§ SET EXERCISE
The records below must be output exactly, without pictures.

§ INFORMATION GIVEN
════════════════════
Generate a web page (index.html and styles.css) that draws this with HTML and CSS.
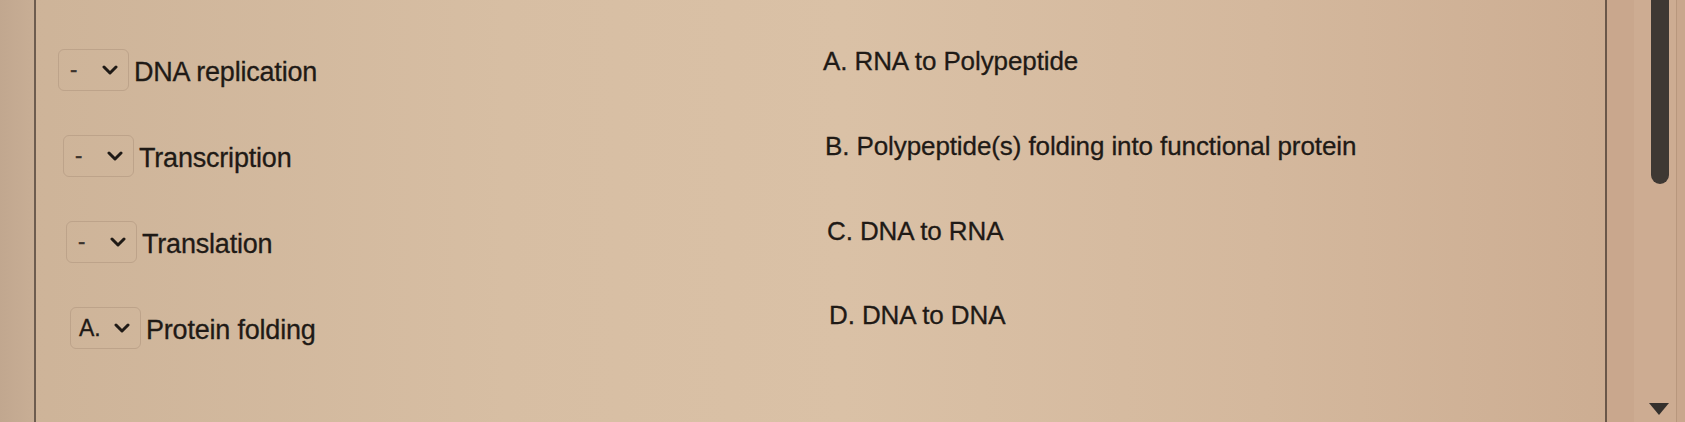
FILE: index.html
```html
<!DOCTYPE html>
<html lang="en">
<head>
<meta charset="utf-8">
<title>Matching</title>
<link rel="stylesheet" href="styles.css">
</head>
<body>
<div class="screen">
  <div class="gutter"></div>
  <div class="content">
    <div class="prompts">
      <div class="row r1">
        <div class="select"><span class="val">-</span><svg class="chev" viewBox="0 0 16 10"><polyline points="2,2 8,8 14,2"/></svg></div>
        <span class="label">DNA replication</span>
      </div>
      <div class="row r2">
        <div class="select"><span class="val">-</span><svg class="chev" viewBox="0 0 16 10"><polyline points="2,2 8,8 14,2"/></svg></div>
        <span class="label">Transcription</span>
      </div>
      <div class="row r3">
        <div class="select"><span class="val">-</span><svg class="chev" viewBox="0 0 16 10"><polyline points="2,2 8,8 14,2"/></svg></div>
        <span class="label">Translation</span>
      </div>
      <div class="row r4">
        <div class="select"><span class="val sel">A.</span><svg class="chev" viewBox="0 0 16 10"><polyline points="2,2 8,8 14,2"/></svg></div>
        <span class="label">Protein folding</span>
      </div>
    </div>
    <div class="answers">
      <div class="ans a1">A. RNA to Polypeptide</div>
      <div class="ans a2">B. Polypeptide(s) folding into functional protein</div>
      <div class="ans a3">C. DNA to RNA</div>
      <div class="ans a4">D. DNA to DNA</div>
    </div>
  </div>
  <div class="scrollbar">
    <div class="track">
      <div class="thumb"></div>
      <div class="arrow"></div>
    </div>
  </div>
</div>
</body>
</html>
```
FILE: styles.css
```css
html, body {
  margin: 0;
  padding: 0;
}
body {
  width: 1685px;
  height: 422px;
  overflow: hidden;
  font-family: "Liberation Sans", Arial, sans-serif;
  color: #1f1a16;
}
.screen {
  display: flex;
  width: 1685px;
  height: 422px;
  background: linear-gradient(90deg, #cdb398 0%, #d7bea3 30%, #dac1a6 50%, #d4b89d 75%, #cbab90 100%);
}
.gutter {
  width: 34px;
  flex: none;
  border-right: 2px solid #6d5c4f;
  background: linear-gradient(90deg, #c1a78f, #c8ae95);
}
.content {
  flex: 1;
  display: flex;
}
.prompts {
  width: 787px;
  flex: none;
  box-sizing: border-box;
  padding-top: 49px;
  padding-left: 22px;
  display: flex;
  flex-direction: column;
  gap: 44px;
}
.row {
  display: flex;
  align-items: center;
  height: 42px;
  gap: 5px;
}
.r2 { margin-left: 5px; }
.r3 { margin-left: 8px; }
.r4 { margin-left: 12px; }
.select {
  width: 71px;
  height: 42px;
  border: 1px solid #bda38a;
  border-radius: 6px;
  display: flex;
  align-items: center;
  justify-content: space-between;
  padding: 0 10px 0 11px;
  box-sizing: border-box;
}
.val {
  font-size: 22px;
  color: #3a322c;
  -webkit-text-stroke: 0.4px #3a322c;
}
.val.sel {
  font-size: 23px;
  margin-left: -3px;
  color: #1f1a16;
  -webkit-text-stroke: 0.3px #1f1a16;
}
.chev {
  width: 16px;
  height: 10px;
  fill: none;
  stroke: #1f1a16;
  stroke-width: 3;
  stroke-linecap: round;
  stroke-linejoin: round;
}
.label {
  font-size: 27px;
  line-height: 42px;
  letter-spacing: -0.2px;
  margin-top: 4px;
  -webkit-text-stroke: 0.3px #1f1a16;
}
.answers {
  padding-top: 46px;
  display: flex;
  flex-direction: column;
  gap: 55px;
}
.ans {
  font-size: 26px;
  line-height: 30px;
  letter-spacing: -0.1px;
  white-space: nowrap;
  -webkit-text-stroke: 0.3px #1f1a16;
}
.a2 { margin-left: 2px; }
.a3 { margin-left: 4px; }
.a4 { margin-left: 6px; margin-top: -1px; }
.scrollbar {
  width: 80px;
  flex: none;
  border-left: 2px solid #6a5749;
  display: flex;
  justify-content: flex-end;
  padding-right: 8px;
  box-sizing: border-box;
  background: #c9a78d;
}
.track {
  width: 43px;
  display: flex;
  flex-direction: column;
  align-items: flex-end;
  justify-content: space-between;
  padding: 0 7px 7px 0;
  box-sizing: border-box;
  background: #cdac92;
  border-right: 1px solid #b8977d;
}
.thumb {
  width: 18px;
  height: 184px;
  background: #3e3833;
  border-radius: 0 0 9px 9px;
}
.arrow {
  width: 0;
  height: 0;
  border-left: 10px solid transparent;
  border-right: 10px solid transparent;
  border-top: 12px solid #34302d;
}
```
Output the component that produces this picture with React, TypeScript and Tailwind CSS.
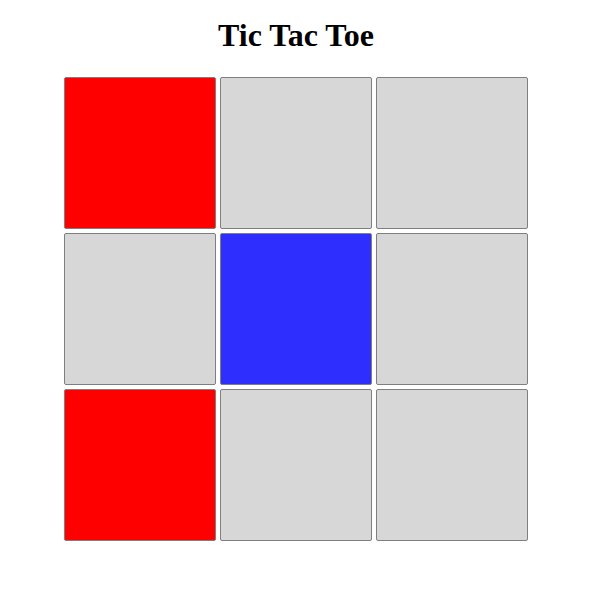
import React, { useState } from 'react';

type Mark = 'X' | 'O' | null;

const START: Mark[] = ['X', null, null, null, 'O', null, 'X', null, null];

export default function App() {
  const [cells, setCells] = useState<Mark[]>(START);

  const play = (i: number) => {
    if (cells[i]) return;
    const xs = cells.filter(c => c === 'X').length;
    const os = cells.filter(c => c === 'O').length;
    const next = [...cells];
    next[i] = xs > os ? 'O' : 'X';
    setCells(next);
  };

  return (
    <div className="w-[592px] flex flex-col items-center pt-[17px] font-['Liberation_Serif',serif]">
      <h1 className="text-[32px] leading-[37px] font-bold text-black">Tic Tac Toe</h1>
      <div className="mt-[23px] grid grid-cols-[repeat(3,152px)] grid-rows-[repeat(3,152px)] gap-[4px]">
        {cells.map((c, i) => (
          <button
            key={i}
            onClick={() => play(i)}
            className={`w-[152px] h-[152px] border border-[#7f7f7f] rounded-[2px] ${
              c === 'X' ? 'bg-[#ff0000]' : c === 'O' ? 'bg-[#2e2eff]' : 'bg-[#d7d7d7]'
            }`}
          />
        ))}
      </div>
    </div>
  );
}
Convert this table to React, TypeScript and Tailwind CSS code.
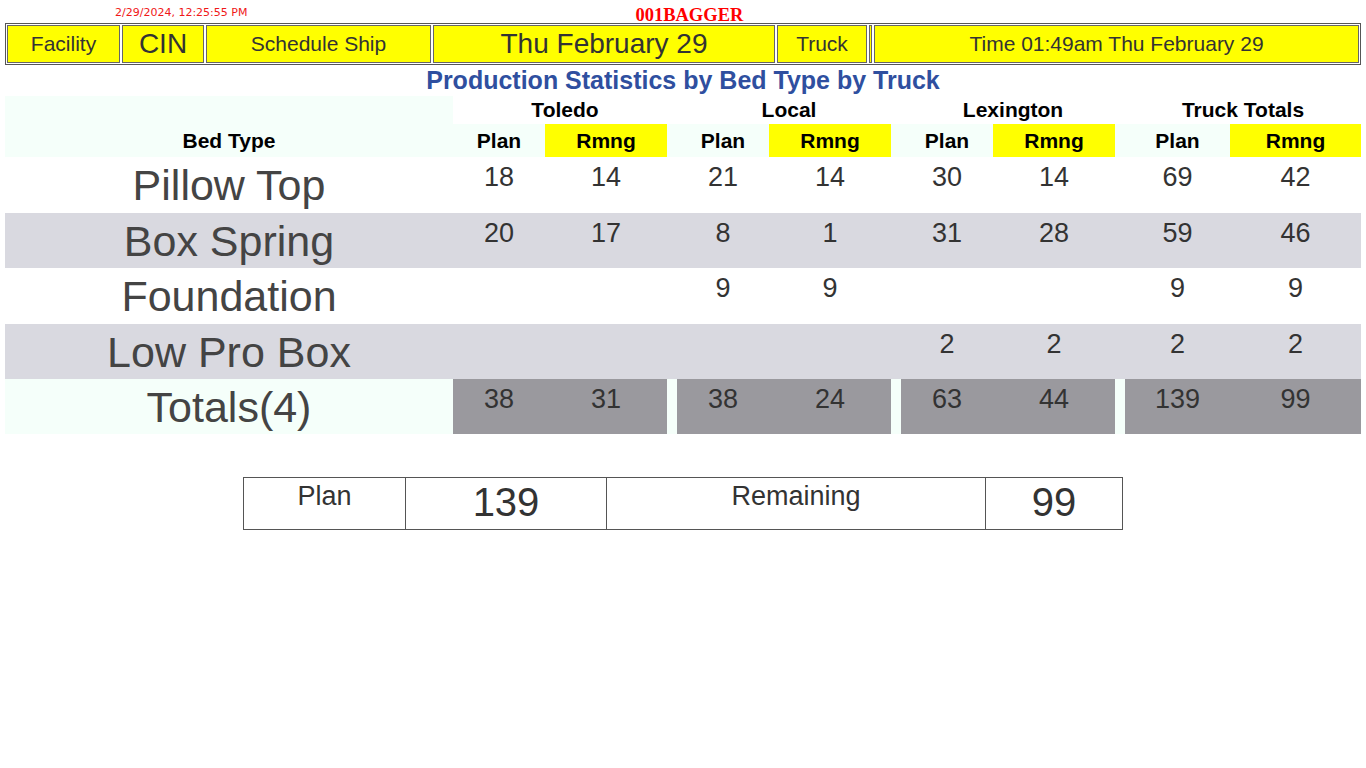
════════════════════
§ TASK OUTPUT
Generate a web page (index.html and styles.css) that draws this with HTML and CSS.
FILE: index.html
```html
<!DOCTYPE html>
<html lang="en">
<head>
<meta charset="utf-8">
<title>Matching</title>
<link rel="stylesheet" href="styles.css">
</head>
<body>
<div class="screen">
  <div class="gutter"></div>
  <div class="content">
    <div class="prompts">
      <div class="row r1">
        <div class="select"><span class="val">-</span><svg class="chev" viewBox="0 0 16 10"><polyline points="2,2 8,8 14,2"/></svg></div>
        <span class="label">DNA replication</span>
      </div>
      <div class="row r2">
        <div class="select"><span class="val">-</span><svg class="chev" viewBox="0 0 16 10"><polyline points="2,2 8,8 14,2"/></svg></div>
        <span class="label">Transcription</span>
      </div>
      <div class="row r3">
        <div class="select"><span class="val">-</span><svg class="chev" viewBox="0 0 16 10"><polyline points="2,2 8,8 14,2"/></svg></div>
        <span class="label">Translation</span>
      </div>
      <div class="row r4">
        <div class="select"><span class="val sel">A.</span><svg class="chev" viewBox="0 0 16 10"><polyline points="2,2 8,8 14,2"/></svg></div>
        <span class="label">Protein folding</span>
      </div>
    </div>
    <div class="answers">
      <div class="ans a1">A. RNA to Polypeptide</div>
      <div class="ans a2">B. Polypeptide(s) folding into functional protein</div>
      <div class="ans a3">C. DNA to RNA</div>
      <div class="ans a4">D. DNA to DNA</div>
    </div>
  </div>
  <div class="scrollbar">
    <div class="track">
      <div class="thumb"></div>
      <div class="arrow"></div>
    </div>
  </div>
</div>
</body>
</html>
```
FILE: styles.css
```css
html, body {
  margin: 0;
  padding: 0;
}
body {
  width: 1685px;
  height: 422px;
  overflow: hidden;
  font-family: "Liberation Sans", Arial, sans-serif;
  color: #1f1a16;
}
.screen {
  display: flex;
  width: 1685px;
  height: 422px;
  background: linear-gradient(90deg, #cdb398 0%, #d7bea3 30%, #dac1a6 50%, #d4b89d 75%, #cbab90 100%);
}
.gutter {
  width: 34px;
  flex: none;
  border-right: 2px solid #6d5c4f;
  background: linear-gradient(90deg, #c1a78f, #c8ae95);
}
.content {
  flex: 1;
  display: flex;
}
.prompts {
  width: 787px;
  flex: none;
  box-sizing: border-box;
  padding-top: 49px;
  padding-left: 22px;
  display: flex;
  flex-direction: column;
  gap: 44px;
}
.row {
  display: flex;
  align-items: center;
  height: 42px;
  gap: 5px;
}
.r2 { margin-left: 5px; }
.r3 { margin-left: 8px; }
.r4 { margin-left: 12px; }
.select {
  width: 71px;
  height: 42px;
  border: 1px solid #bda38a;
  border-radius: 6px;
  display: flex;
  align-items: center;
  justify-content: space-between;
  padding: 0 10px 0 11px;
  box-sizing: border-box;
}
.val {
  font-size: 22px;
  color: #3a322c;
  -webkit-text-stroke: 0.4px #3a322c;
}
.val.sel {
  font-size: 23px;
  margin-left: -3px;
  color: #1f1a16;
  -webkit-text-stroke: 0.3px #1f1a16;
}
.chev {
  width: 16px;
  height: 10px;
  fill: none;
  stroke: #1f1a16;
  stroke-width: 3;
  stroke-linecap: round;
  stroke-linejoin: round;
}
.label {
  font-size: 27px;
  line-height: 42px;
  letter-spacing: -0.2px;
  margin-top: 4px;
  -webkit-text-stroke: 0.3px #1f1a16;
}
.answers {
  padding-top: 46px;
  display: flex;
  flex-direction: column;
  gap: 55px;
}
.ans {
  font-size: 26px;
  line-height: 30px;
  letter-spacing: -0.1px;
  white-space: nowrap;
  -webkit-text-stroke: 0.3px #1f1a16;
}
.a2 { margin-left: 2px; }
.a3 { margin-left: 4px; }
.a4 { margin-left: 6px; margin-top: -1px; }
.scrollbar {
  width: 80px;
  flex: none;
  border-left: 2px solid #6a5749;
  display: flex;
  justify-content: flex-end;
  padding-right: 8px;
  box-sizing: border-box;
  background: #c9a78d;
}
.track {
  width: 43px;
  display: flex;
  flex-direction: column;
  align-items: flex-end;
  justify-content: space-between;
  padding: 0 7px 7px 0;
  box-sizing: border-box;
  background: #cdac92;
  border-right: 1px solid #b8977d;
}
.thumb {
  width: 18px;
  height: 184px;
  background: #3e3833;
  border-radius: 0 0 9px 9px;
}
.arrow {
  width: 0;
  height: 0;
  border-left: 10px solid transparent;
  border-right: 10px solid transparent;
  border-top: 12px solid #34302d;
}
```
Output the component that produces this picture with React, TypeScript and Tailwind CSS.
import React, { useState } from 'react';

type Mark = 'X' | 'O' | null;

const START: Mark[] = ['X', null, null, null, 'O', null, 'X', null, null];

export default function App() {
  const [cells, setCells] = useState<Mark[]>(START);

  const play = (i: number) => {
    if (cells[i]) return;
    const xs = cells.filter(c => c === 'X').length;
    const os = cells.filter(c => c === 'O').length;
    const next = [...cells];
    next[i] = xs > os ? 'O' : 'X';
    setCells(next);
  };

  return (
    <div className="w-[592px] flex flex-col items-center pt-[17px] font-['Liberation_Serif',serif]">
      <h1 className="text-[32px] leading-[37px] font-bold text-black">Tic Tac Toe</h1>
      <div className="mt-[23px] grid grid-cols-[repeat(3,152px)] grid-rows-[repeat(3,152px)] gap-[4px]">
        {cells.map((c, i) => (
          <button
            key={i}
            onClick={() => play(i)}
            className={`w-[152px] h-[152px] border border-[#7f7f7f] rounded-[2px] ${
              c === 'X' ? 'bg-[#ff0000]' : c === 'O' ? 'bg-[#2e2eff]' : 'bg-[#d7d7d7]'
            }`}
          />
        ))}
      </div>
    </div>
  );
}
Convert this table to React, TypeScript and Tailwind CSS code.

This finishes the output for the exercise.